Thousands participated in an anti-Indian protest in the city of Srinagar in Kashmir, following a joint funeral commemorating those who died during the shootout with the Indian security forces.
During the protest most shops and businesses closed in solidarity with the protest and civilians marched the streets chanting “Go India, go back” and “Long live Pakistan”. Police officials reported incidents of protestors throwing stones at security forces. In response Indian authorities deployed paramilitary soldiers and heavily armed police to monitor the protest as well as imposing a curfew.
The shooting occurred in Fateh Kadal, near a 14th-century Muslim shrine named Khanqah-e-Moula, and resulted in the deaths of three militants and an Indian police officer. A senior police officer reported the incident as follows to Al Jazeera:
"When police went inside, there was a heavy fire in which we lost one police. The two were militants and the third was their accomplice who was also the son of the house owner. He did not come out when the family came, so he was a part of them”.
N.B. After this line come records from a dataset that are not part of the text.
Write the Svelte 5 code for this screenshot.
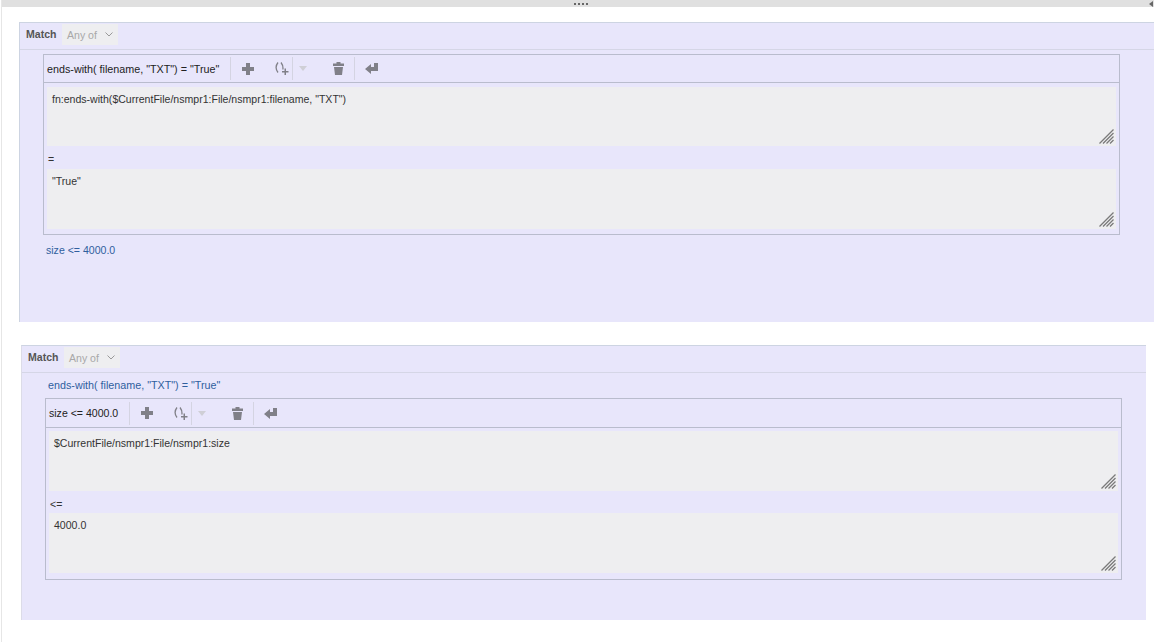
<script>
  const panels = [
    {
      collapsedAbove: null,
      title: 'ends-with( filename, "TXT") = "True"',
      left: 'fn:ends-with($CurrentFile/nsmpr1:File/nsmpr1:filename, "TXT")',
      op: '=',
      right: '"True"',
      collapsedBelow: 'size <= 4000.0',
      cls: 'first'
    },
    {
      collapsedAbove: 'ends-with( filename, "TXT") = "True"',
      title: 'size <= 4000.0',
      left: '$CurrentFile/nsmpr1:File/nsmpr1:size',
      op: '<=',
      right: '4000.0',
      collapsedBelow: null,
      cls: 'second'
    }
  ];
</script>

{#snippet grip()}
  <svg class="grip" width="15" height="15" viewBox="0 0 15 15">
    <path d="M14.500 .5 L.5 14.500 M14.500 4 L4 14.500 M14.500 7.500 L7.500 14.500 M14.500 11 L11 14.500" stroke="#7a7a7a" stroke-width="1.300" fill="none" />
  </svg>
{/snippet}

<div class="page">
  <div class="topbar">
    <div class="dots"><i></i><i></i><i></i><i></i></div>
    <svg class="arrow" width="4" height="6" viewBox="0 0 4 6"><path d="M4 0 V6 L0 3 Z" fill="#666" /></svg>
  </div>

  {#each panels as p}
    <section class="panel {p.cls}">
      <header class="match">
        <b>Match</b>
        <div class="select">
          <span>Any of</span>
          <svg width="8" height="5" viewBox="0 0 8 5"><path d="M.5.5 4 4 7.500.5" fill="none" stroke="#999" /></svg>
        </div>
      </header>

      {#if p.collapsedAbove}
        <div class="collapsed above">{p.collapsedAbove}</div>
      {/if}

      <div class="editor">
        <div class="toolbar">
          <span class="title">{p.title}</span>
          <div class="tools">
            <svg class="plus" width="12" height="12" viewBox="0 0 12 12"><path d="M4 0h4v4h4v4H8v4H4V8H0V4h4z" fill="#808088" /></svg>
            <svg class="paren" width="14" height="13" viewBox="0 0 14 13">
              <path d="M3 .5C.7 3.500.7 7.500 3 10.500M6 .5C7.800 2.800 8.200 5 7.900 7.500" fill="none" stroke="#808088" stroke-width="1.300" />
              <path d="M9.500 6.500h1.500V9h2.500v1.500H11V13H9.500v-2.500H7V9h2.500z" fill="#808088" />
            </svg>
            <span class="sep"></span>
            <svg class="caret" width="8" height="5" viewBox="0 0 8 5"><path d="M0 0h8L4 5z" fill="#cfcfd6" /></svg>
            <svg class="trash" width="11" height="13" viewBox="0 0 11 13"><path d="M3.500 0h4v1.500H11V4H0V1.500h3.500zM1 5h9L9 13H2z" fill="#808088" /></svg>
            <span class="sep wide"></span>
            <svg class="enter" width="13" height="11" viewBox="0 0 13 11"><path d="M9 0h4v8H6v3L0 6l6-5v3h3z" fill="#808088" /></svg>
          </div>
        </div>
        <div class="body">
          <div class="area">{p.left}{@render grip()}</div>
          <div class="op">{p.op}</div>
          <div class="area">{p.right}{@render grip()}</div>
        </div>
      </div>

      {#if p.collapsedBelow}
        <div class="collapsed below">{p.collapsedBelow}</div>
      {/if}
    </section>
  {/each}
</div>

<style>
  :global(body) {
    margin: 0;
    background: #fff;
  }

  .page {
    height: 642px;
    overflow: hidden;
    box-sizing: border-box;
    margin-left: 1px;
    border-left: 1px solid #e6e6e6;
    font-family: "Liberation Sans", Arial, sans-serif;
    font-size: 10.55px;
    color: #333;
  }

  .topbar {
    height: 7px;
    margin-left: -2px;
    background: #e0e0e0;
    display: flex;
    align-items: center;
    justify-content: center;
    position: relative;
  }
  .dots {
    display: flex;
    gap: 2px;
    margin: 1px 0 0 8px;
  }
  .dots i {
    width: 2px;
    height: 2px;
    background: #666;
  }
  .arrow {
    position: absolute;
    right: 1px;
    top: 1px;
  }

  .panel {
    background: #e8e6fb;
    box-sizing: border-box;
    border-top: 1px solid #cdd4e2;
  }
  .panel.first {
    margin: 15px 0 0 17px;
    height: 300px;
    border-left: 1px solid #cdd4e2;
  }
  .panel.second {
    margin: 23px 8px 0 19px;
    height: 275px;
    border-left: 1px solid #dcdce8;
  }

  .match {
    display: flex;
    align-items: flex-start;
    height: 27px;
    padding: 1px 0 0 6px;
    box-sizing: border-box;
    border-bottom: 1px solid #d5d6e6;
    gap: 6px;
  }
  .match b {
    width: 30px;
    line-height: 21px;
    color: #555;
  }
  .select {
    width: 56px;
    height: 21px;
    background: #eeeef0;
    display: flex;
    align-items: center;
    justify-content: space-between;
    padding: 0 3px 0 5px;
    box-sizing: border-box;
    color: #a8a8a8;
  }
  .select svg {
    margin-right: 2px;
  }

  .collapsed {
    color: #2f5f9e;
    line-height: 14px;
  }
  .collapsed.above {
    margin: 5px 0 0 26px;
    font-size: 10.75px;
  }
  .collapsed.below {
    margin: 8px 0 0 26px;
  }

  .editor {
    border: 1px solid #b9bccd;
  }
  .first .editor {
    margin: 4px 34px 0 23px;
  }
  .second .editor {
    margin: 6px 24px 0 23px;
  }

  .toolbar {
    display: flex;
    align-items: center;
    height: 27px;
    border-bottom: 1px solid #b9bccd;
    padding-left: 3px;
  }
  .second .toolbar {
    height: 28px;
  }
  .title {
    color: #222;
    white-space: nowrap;
  }
  .first .title {
    font-size: 10.75px;
  }
  .tools {
    display: flex;
    align-items: center;
    height: 23px;
    margin-left: 11px;
    border-left: 1px solid #d4d4e2;
    padding-left: 11px;
    flex: 1;
  }
  .paren {
    margin-left: 21px;
  }
  .sep {
    align-self: stretch;
    width: 1px;
    margin-left: 3px;
    background: #d4d4e2;
  }
  .sep.wide {
    margin-left: 10px;
  }
  .caret {
    margin-left: 6px;
  }
  .trash {
    margin-left: 26px;
  }
  .enter {
    margin-left: 10px;
  }

  .body {
    padding: 3px 3px 6px 3px;
  }
  .first .body {
    padding-top: 4px;
    padding-bottom: 5px;
  }
  .area {
    position: relative;
    height: 60px;
    padding: 6px 5px 0 5px;
    box-sizing: border-box;
    background: #eeeef0;
    line-height: 13px;
    color: #333;
    white-space: pre;
  }
  .first .area:first-child {
    height: 59px;
  }
  .op {
    height: 23px;
    padding: 7px 0 0 1px;
    box-sizing: border-box;
    line-height: 13px;
    color: #333;
  }
  .second .op {
    height: 22px;
  }
  .grip {
    position: absolute;
    right: 2px;
    bottom: 2px;
  }
</style>
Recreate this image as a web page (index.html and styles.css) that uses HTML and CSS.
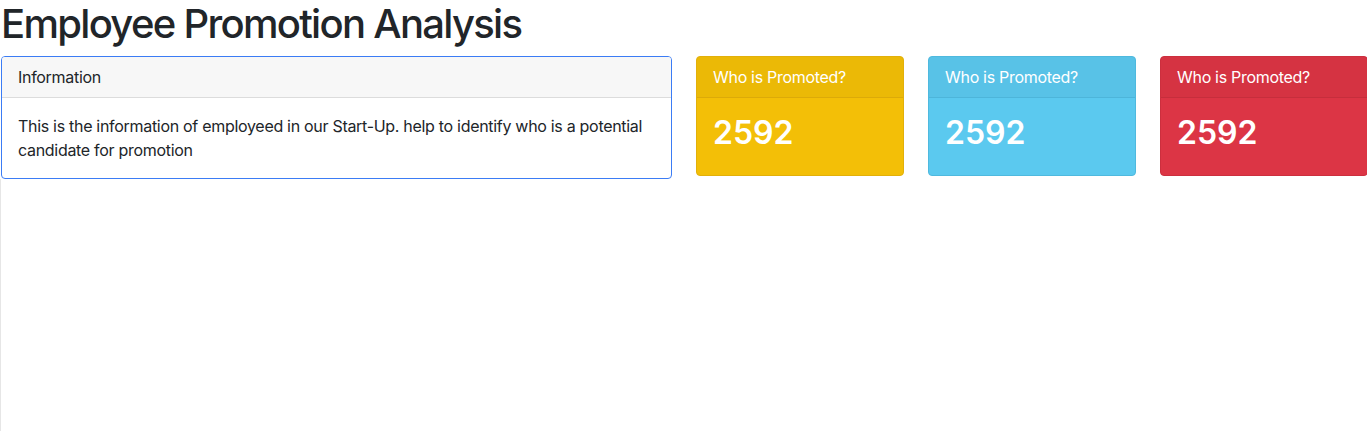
FILE: index.html
```html
<!DOCTYPE html>
<html lang="en">
<head>
<meta charset="utf-8">
<title>Employee Promotion Analysis</title>
<link rel="stylesheet" href="styles.css">
</head>
<body>
<div class="page">
  <h1 class="title">Employee Promotion Analysis</h1>
  <div class="row">
    <div class="card info">
      <div class="card-header">Information</div>
      <div class="card-body">
        <p class="text">This is the information of employeed in our Start-Up. help to identify who is a potential candidate for promotion</p>
      </div>
    </div>
    <div class="card stat warning">
      <div class="card-header">Who is Promoted?</div>
      <div class="card-body"><h2 class="num">2592</h2></div>
    </div>
    <div class="card stat info-color">
      <div class="card-header">Who is Promoted?</div>
      <div class="card-body"><h2 class="num">2592</h2></div>
    </div>
    <div class="card stat danger">
      <div class="card-header">Who is Promoted?</div>
      <div class="card-body"><h2 class="num">2592</h2></div>
    </div>
  </div>
  <div class="below"></div>
</div>
</body>
</html>
```

FILE: styles.css
```css
* { box-sizing: border-box; }
html, body { margin: 0; padding: 0; }
body {
  font-family: Inter, "Noto Sans", "Liberation Sans", sans-serif;
  font-size: 16px;
  line-height: 1.5;
  letter-spacing: -0.3px;
  color: #212529;
  background: #fff;
  overflow: hidden;
}
.page { padding-left: 1px; }
.title {
  margin: 0 0 8px 0;
  font-size: 40px;
  font-weight: 500;
  line-height: 1.2;
  letter-spacing: -1.7px;
}
.row {
  display: flex;
  align-items: flex-start;
  gap: 24px;
  width: 1400px;
}
.card {
  border: 1px solid rgba(0,0,0,.125);
  border-radius: 4px;
  overflow: hidden;
  flex: none;
}
.card-header {
  padding: 8px 16px;
  background: rgba(0,0,0,.03);
  border-bottom: 1px solid rgba(0,0,0,.125);
}
.card-body { padding: 16px; }
.info { width: 671px; border-color: #3b7cf5; }
.info .card-header { background: #f7f7f7; border-bottom-color: #dcdcdc; }
.text { margin: 0; }
.stat { width: 208px; color: #fff; }
.num {
  margin: 0 0 7px 0;
  font-size: 32px;
  font-weight: 600;
  line-height: 1.2;
  letter-spacing: 0;
}
.warning { background: #f3bf07; border-color: #e2b00a; }
.warning .card-header { border-bottom-color: #dcaa08; }
.info-color { background: #5bc9ef; border-color: #4fb9de; }
.info-color .card-header { border-bottom-color: #4db5da; }
.danger { background: #dc3545; border-color: #cc2f3e; }
.danger .card-header { border-bottom-color: #c62e3c; }
.below {
  margin-left: -1px;
  height: 260px;
  border-left: 1px solid #e6e6e6;
}
```
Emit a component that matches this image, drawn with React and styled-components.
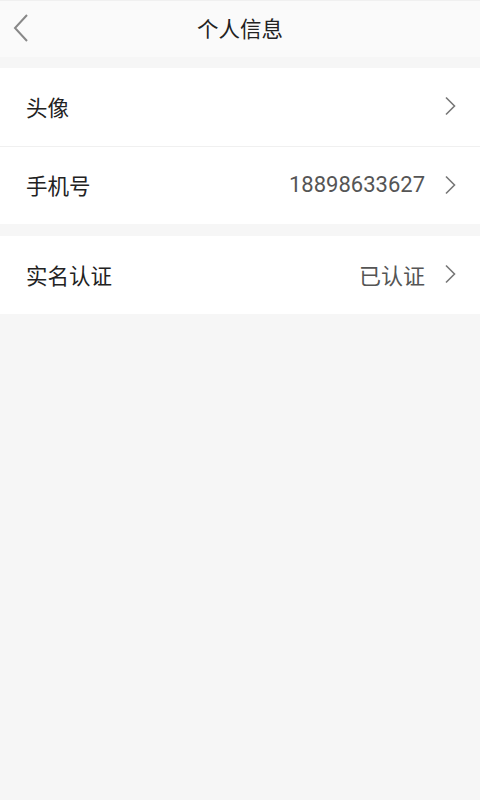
import React from "react";
import styled, { createGlobalStyle } from "styled-components";

const GlobalStyle = createGlobalStyle`
  html, body {
    margin: 0;
    padding: 0;
    background: #f6f6f6;
  }
  body {
    font-family: "Noto Sans CJK SC", "Noto Sans", Roboto, sans-serif;
  }
`;

const Page = styled.div`
  width: 480px;
  min-height: 800px;
  background: #f6f6f6;
  display: flex;
  flex-direction: column;
`;

const Header = styled.div`
  height: 56px;
  border-top: 1px solid #f0f0f0;
  background: #fafafa;
  position: relative;
  display: flex;
  align-items: center;
  justify-content: center;
  margin-bottom: 11px;
`;

const BackButton = styled.div`
  position: absolute;
  left: 12px;
  top: 11px;
  width: 20px;
  height: 32px;
  display: flex;
  align-items: center;
`;

const Title = styled.h1`
  margin: 0 0 4px;
  font-size: 21.5px;
  font-weight: 400;
  color: #222;
`;

const Group = styled.div`
  background: #fff;
  display: flex;
  flex-direction: column;
  margin-bottom: ${(p) => p.gap || 0}px;
`;

const Row = styled.div`
  height: 78px;
  box-sizing: border-box;
  display: flex;
  align-items: center;
  padding: 0 24px 2px 26px;
  border-top: ${(p) => (p.divider ? "1px solid #f0f0f0" : "none")};
`;

const Label = styled.span`
  font-size: 21.5px;
  color: #222;
  flex: 1;
`;

const Value = styled.span`
  font-size: 22px;
  color: #555;
  margin-right: 19px;
  font-family: Roboto, "Noto Sans CJK SC", sans-serif;
`;

const Chevron = () => (
  <svg width="12" height="20" viewBox="0 0 12 20">
    <path d="M2 1.5 L10.5 10 L2 18.5" fill="none" stroke="#777" strokeWidth="1.6" />
  </svg>
);

const BackIcon = () => (
  <svg width="18" height="30" viewBox="0 0 18 30">
    <path d="M15 2 L3 15 L15 28" fill="none" stroke="#888" strokeWidth="2" />
  </svg>
);

export default function App() {
  return (
    <Page>
      <GlobalStyle />
      <Header>
        <BackButton>
          <BackIcon />
        </BackButton>
        <Title>个人信息</Title>
      </Header>
      <Group gap={12}>
        <Row>
          <Label>头像</Label>
          <Chevron />
        </Row>
        <Row divider>
          <Label>手机号</Label>
          <Value>18898633627</Value>
          <Chevron />
        </Row>
      </Group>
      <Group>
        <Row>
          <Label>实名认证</Label>
          <Value>已认证</Value>
          <Chevron />
        </Row>
      </Group>
    </Page>
  );
}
The other two militants were part of Lashkar-e-Taiba, claimed the Indians.
During the incident security forces attacked at least 10 journalists who were also on the scene and burned down the house after the raid.
“The irony is that they beat us in the presence of a senior police officer,” Asif Qureshi a senior TV journalist said. “They pointed guns at us and threatened to fire at us. Later they resorted to aerial firing so close that some of the empty cartridges hit me.”
The Kashmir Journalists Corps reported:
“This is not the first time when media persons have been at receiving end of security agencies. Every time media persons are assaulted, the authorities at the helm churn out theories and assure action,”
“But the promises of probe and action have always remained a mirage.”
Clashes between government troops and residents occurred Tuesday during the last phase of local council elections that had a low turnout in Muslim-dominated areas of the region. Separatists and armed rebel groups had called for a boycott, viewing the polls as an illegitimate exercise under military occupation.